--- Given instruction ---
Set down the material exactly as given, please, from its first line through the line that includes "<GlobalStyle />".
─── Dataset
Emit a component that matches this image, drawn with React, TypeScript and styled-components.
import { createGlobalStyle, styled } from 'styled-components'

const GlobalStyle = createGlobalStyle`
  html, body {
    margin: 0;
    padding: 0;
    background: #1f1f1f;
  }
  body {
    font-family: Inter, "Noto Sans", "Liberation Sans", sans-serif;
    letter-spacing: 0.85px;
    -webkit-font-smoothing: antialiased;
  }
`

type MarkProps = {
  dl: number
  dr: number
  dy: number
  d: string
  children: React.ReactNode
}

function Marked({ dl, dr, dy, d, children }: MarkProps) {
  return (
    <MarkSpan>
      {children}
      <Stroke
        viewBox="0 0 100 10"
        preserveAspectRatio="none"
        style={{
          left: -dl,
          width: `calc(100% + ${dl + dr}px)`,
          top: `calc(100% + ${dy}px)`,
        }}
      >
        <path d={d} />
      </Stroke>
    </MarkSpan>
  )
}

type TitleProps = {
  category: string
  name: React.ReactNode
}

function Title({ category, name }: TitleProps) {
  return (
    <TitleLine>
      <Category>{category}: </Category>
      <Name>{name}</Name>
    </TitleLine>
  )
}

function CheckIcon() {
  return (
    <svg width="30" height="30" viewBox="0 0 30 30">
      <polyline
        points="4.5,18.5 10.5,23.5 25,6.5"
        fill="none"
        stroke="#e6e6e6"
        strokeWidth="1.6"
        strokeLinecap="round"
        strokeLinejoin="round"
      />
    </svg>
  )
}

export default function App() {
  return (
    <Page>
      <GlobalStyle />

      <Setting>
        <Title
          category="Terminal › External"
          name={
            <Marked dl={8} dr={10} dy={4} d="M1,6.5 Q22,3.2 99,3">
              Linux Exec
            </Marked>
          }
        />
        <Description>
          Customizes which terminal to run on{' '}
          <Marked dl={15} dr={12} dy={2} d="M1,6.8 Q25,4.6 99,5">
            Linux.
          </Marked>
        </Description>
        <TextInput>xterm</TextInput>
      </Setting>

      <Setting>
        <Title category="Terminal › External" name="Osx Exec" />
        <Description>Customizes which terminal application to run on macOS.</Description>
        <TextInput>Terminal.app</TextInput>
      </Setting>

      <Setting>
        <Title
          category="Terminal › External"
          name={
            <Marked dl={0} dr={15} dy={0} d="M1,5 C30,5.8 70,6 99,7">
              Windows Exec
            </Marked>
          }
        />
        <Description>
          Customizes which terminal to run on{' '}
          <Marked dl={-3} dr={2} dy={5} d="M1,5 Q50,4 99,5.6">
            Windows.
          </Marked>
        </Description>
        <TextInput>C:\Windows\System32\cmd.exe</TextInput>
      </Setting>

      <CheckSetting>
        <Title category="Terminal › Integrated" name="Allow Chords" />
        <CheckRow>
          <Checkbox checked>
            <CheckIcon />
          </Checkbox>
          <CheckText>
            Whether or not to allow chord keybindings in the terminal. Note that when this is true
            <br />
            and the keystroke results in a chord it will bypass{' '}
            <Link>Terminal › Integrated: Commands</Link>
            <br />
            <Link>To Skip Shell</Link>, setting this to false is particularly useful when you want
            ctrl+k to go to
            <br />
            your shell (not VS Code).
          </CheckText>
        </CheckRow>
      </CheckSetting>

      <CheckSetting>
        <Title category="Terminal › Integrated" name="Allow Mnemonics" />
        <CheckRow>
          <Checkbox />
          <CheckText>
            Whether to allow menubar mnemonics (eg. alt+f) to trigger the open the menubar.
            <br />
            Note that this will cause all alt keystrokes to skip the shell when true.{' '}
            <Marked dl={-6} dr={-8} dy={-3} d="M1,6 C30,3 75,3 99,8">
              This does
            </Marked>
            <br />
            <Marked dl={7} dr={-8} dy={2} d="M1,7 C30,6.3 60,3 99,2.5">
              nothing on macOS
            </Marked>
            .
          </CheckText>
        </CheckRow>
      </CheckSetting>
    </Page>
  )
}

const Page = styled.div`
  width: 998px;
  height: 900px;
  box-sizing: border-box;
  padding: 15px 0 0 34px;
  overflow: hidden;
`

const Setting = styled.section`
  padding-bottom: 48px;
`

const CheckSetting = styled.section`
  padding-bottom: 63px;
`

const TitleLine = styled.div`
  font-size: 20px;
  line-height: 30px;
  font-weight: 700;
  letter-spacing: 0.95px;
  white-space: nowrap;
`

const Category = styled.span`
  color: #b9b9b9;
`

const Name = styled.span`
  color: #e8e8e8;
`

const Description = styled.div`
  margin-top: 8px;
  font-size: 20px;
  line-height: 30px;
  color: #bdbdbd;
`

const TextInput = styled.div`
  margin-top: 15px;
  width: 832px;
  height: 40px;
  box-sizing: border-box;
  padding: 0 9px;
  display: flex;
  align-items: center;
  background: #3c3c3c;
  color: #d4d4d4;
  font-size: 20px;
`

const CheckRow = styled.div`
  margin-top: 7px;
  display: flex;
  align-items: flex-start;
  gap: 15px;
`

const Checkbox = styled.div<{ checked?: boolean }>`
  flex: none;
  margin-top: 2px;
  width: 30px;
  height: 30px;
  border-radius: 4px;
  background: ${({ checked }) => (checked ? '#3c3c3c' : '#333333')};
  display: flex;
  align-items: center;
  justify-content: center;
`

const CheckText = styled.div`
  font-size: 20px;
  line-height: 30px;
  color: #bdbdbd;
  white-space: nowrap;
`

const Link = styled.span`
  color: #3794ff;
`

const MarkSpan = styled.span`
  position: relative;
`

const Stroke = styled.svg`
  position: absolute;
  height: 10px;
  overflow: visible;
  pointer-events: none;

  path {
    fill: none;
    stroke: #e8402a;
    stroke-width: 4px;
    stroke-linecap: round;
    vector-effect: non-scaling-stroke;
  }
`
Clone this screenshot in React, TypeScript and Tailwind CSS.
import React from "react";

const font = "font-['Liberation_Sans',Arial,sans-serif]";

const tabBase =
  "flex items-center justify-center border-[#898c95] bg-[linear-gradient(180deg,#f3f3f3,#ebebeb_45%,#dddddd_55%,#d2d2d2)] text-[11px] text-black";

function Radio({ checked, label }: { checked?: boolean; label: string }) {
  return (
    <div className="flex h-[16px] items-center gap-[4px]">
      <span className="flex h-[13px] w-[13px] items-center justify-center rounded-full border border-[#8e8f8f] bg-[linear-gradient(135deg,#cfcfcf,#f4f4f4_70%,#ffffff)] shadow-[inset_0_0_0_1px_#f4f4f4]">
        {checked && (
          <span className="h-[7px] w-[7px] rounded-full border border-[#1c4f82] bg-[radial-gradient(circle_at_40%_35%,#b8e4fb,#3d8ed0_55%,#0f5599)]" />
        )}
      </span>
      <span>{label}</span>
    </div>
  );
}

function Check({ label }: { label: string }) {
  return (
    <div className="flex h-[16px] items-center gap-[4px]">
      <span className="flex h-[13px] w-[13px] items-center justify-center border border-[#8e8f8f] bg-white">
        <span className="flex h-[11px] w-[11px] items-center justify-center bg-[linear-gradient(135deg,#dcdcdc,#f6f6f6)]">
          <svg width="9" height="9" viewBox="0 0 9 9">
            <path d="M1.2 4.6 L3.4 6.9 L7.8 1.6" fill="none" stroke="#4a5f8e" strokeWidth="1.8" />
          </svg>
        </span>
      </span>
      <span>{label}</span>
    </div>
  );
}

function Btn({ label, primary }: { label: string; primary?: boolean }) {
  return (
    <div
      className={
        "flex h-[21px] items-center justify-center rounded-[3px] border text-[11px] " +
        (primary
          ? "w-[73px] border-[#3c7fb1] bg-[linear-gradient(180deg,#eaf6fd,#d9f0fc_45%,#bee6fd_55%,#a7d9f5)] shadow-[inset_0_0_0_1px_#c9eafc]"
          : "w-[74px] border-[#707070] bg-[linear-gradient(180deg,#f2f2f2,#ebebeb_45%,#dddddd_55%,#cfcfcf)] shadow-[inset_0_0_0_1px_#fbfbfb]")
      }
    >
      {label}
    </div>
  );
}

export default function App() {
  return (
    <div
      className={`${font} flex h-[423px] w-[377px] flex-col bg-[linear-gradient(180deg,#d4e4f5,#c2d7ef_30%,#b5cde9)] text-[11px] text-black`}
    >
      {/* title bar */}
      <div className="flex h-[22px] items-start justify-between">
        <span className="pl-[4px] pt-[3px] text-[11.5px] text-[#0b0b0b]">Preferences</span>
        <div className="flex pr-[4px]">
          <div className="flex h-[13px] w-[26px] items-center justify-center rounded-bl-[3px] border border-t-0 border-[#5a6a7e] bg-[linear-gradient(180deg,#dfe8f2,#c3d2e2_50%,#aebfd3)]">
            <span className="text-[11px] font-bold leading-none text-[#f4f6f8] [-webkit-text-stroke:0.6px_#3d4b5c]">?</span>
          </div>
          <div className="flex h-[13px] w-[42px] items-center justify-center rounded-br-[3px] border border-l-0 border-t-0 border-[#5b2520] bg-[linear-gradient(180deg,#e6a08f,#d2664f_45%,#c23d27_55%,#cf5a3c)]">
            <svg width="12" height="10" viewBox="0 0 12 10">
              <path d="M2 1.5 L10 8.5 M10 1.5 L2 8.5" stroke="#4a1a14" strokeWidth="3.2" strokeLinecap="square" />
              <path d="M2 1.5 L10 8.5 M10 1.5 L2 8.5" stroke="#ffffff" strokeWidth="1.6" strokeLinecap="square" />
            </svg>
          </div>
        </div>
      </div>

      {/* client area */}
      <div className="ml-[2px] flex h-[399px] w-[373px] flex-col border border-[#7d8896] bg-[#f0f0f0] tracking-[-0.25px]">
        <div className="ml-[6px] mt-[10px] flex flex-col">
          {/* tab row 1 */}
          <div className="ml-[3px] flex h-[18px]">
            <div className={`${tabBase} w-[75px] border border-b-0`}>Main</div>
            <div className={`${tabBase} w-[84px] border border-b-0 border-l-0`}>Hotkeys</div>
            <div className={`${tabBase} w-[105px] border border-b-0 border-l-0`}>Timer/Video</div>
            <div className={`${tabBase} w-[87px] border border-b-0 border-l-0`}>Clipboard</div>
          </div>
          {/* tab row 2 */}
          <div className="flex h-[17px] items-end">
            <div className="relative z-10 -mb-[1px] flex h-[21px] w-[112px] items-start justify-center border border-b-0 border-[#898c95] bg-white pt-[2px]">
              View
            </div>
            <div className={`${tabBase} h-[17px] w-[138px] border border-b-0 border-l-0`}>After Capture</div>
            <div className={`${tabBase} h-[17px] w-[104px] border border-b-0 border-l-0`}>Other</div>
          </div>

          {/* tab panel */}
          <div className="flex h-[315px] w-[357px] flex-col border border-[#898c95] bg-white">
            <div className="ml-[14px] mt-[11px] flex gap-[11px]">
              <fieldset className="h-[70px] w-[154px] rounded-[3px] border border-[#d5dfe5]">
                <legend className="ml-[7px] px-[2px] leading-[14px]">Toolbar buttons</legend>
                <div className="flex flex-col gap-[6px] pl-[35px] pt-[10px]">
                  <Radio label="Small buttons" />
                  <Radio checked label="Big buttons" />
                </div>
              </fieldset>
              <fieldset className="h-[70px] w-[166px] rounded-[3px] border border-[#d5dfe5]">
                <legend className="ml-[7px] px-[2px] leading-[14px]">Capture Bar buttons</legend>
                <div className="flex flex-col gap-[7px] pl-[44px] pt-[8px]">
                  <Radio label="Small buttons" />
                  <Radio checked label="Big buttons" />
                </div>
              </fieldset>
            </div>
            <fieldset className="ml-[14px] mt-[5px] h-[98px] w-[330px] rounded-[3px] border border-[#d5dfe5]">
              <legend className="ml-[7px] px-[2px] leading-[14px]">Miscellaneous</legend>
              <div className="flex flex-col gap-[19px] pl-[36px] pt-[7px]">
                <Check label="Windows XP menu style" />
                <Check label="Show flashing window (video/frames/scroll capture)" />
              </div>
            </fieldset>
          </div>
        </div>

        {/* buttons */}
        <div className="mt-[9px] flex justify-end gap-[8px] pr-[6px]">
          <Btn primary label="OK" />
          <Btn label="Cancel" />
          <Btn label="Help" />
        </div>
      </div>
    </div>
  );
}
──────
--- Full solution ---
Emit a component that matches this image, drawn with React, TypeScript and styled-components.
import { createGlobalStyle, styled } from 'styled-components'

const GlobalStyle = createGlobalStyle`
  html, body {
    margin: 0;
    padding: 0;
    background: #1f1f1f;
  }
  body {
    font-family: Inter, "Noto Sans", "Liberation Sans", sans-serif;
    letter-spacing: 0.85px;
    -webkit-font-smoothing: antialiased;
  }
`

type MarkProps = {
  dl: number
  dr: number
  dy: number
  d: string
  children: React.ReactNode
}

function Marked({ dl, dr, dy, d, children }: MarkProps) {
  return (
    <MarkSpan>
      {children}
      <Stroke
        viewBox="0 0 100 10"
        preserveAspectRatio="none"
        style={{
          left: -dl,
          width: `calc(100% + ${dl + dr}px)`,
          top: `calc(100% + ${dy}px)`,
        }}
      >
        <path d={d} />
      </Stroke>
    </MarkSpan>
  )
}

type TitleProps = {
  category: string
  name: React.ReactNode
}

function Title({ category, name }: TitleProps) {
  return (
    <TitleLine>
      <Category>{category}: </Category>
      <Name>{name}</Name>
    </TitleLine>
  )
}

function CheckIcon() {
  return (
    <svg width="30" height="30" viewBox="0 0 30 30">
      <polyline
        points="4.5,18.5 10.5,23.5 25,6.5"
        fill="none"
        stroke="#e6e6e6"
        strokeWidth="1.6"
        strokeLinecap="round"
        strokeLinejoin="round"
      />
    </svg>
  )
}

export default function App() {
  return (
    <Page>
      <GlobalStyle />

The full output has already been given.